Undoubtedly, hydropower projects provide substantial benefits, but, if poorly planned, designed or operated, they can also have serious consequences in terms of health of rivers and the economic and social well- being of communities dependent upon the goods and services provided by rivers. Traditionally, assessments of the environmental and social effects of hydropower projects focused primarily on areas in the immediate vicinity of the project, however, these projects can impact downstream areas by changing the water flow (volume and timing), water chemistry, physical structure of river channels and floodplains, and hydrologic connections between upstream and downstream and between a river and its floodplain. In recent times, planners are realizing the need to maintain adequate water flows and other habitat conditions to sustain river in the further downstream reaches.
It is well recognized that even with the best-available expert knowledge and analysis, impacts of infrastructure development projects involving especially natural resources such as hydropower projects, the environmental consequences of infrastructure development and operations cannot be Page 29 of 36
predicted with complete certainty. To have ecologically and socially sustainable, water and energy development and management, strong need is for monitoring, evaluation, and adjustment in the development process. It is further expected that the operating objectives of development projects will change over time in response to changing social priorities, scientific and technological advancements, and climate change. These require options for having flexibility to modify the operation policy, if required.

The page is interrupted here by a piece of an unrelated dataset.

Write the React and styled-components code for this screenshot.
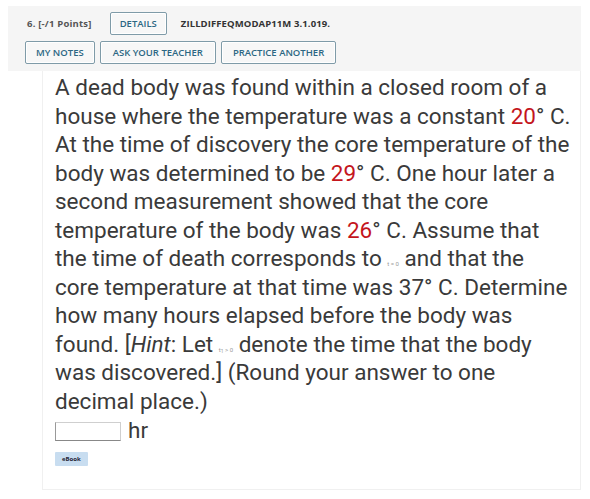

A number of case studies suggest that it is possible to improve the environmental performance of existing hydropower projects in a cost- effective manner, and sometimes with little or no social or economic disruption. This can be accomplished by implementing various water or energy management techniques that increase the flexibility of reservoir storage and releases such that environmental flows can be released into the downstream channel and floodplain. However, it is always easier and more cost-effective to integrate environmental flow considerations into the planning and design of hydropower projects than to modify or retrofit the design and operation of existing schemes.
It is also accepted that scientific opinion of various experts/institutions can have differing views. However, it is important to view the argument from the view point of application of principles of sustainable development and adoption of precautionary principles.
After examining the figures and facts and the arguments made and considering the provisions made in the stipulations in the FC based on a scientific study by IITR within the available timeframe and resources coupled with flexibility option for revising the same, we are of the considered opinion that the stipulations regarding environmental flow certainly follows the sustainable development and precautionary principles.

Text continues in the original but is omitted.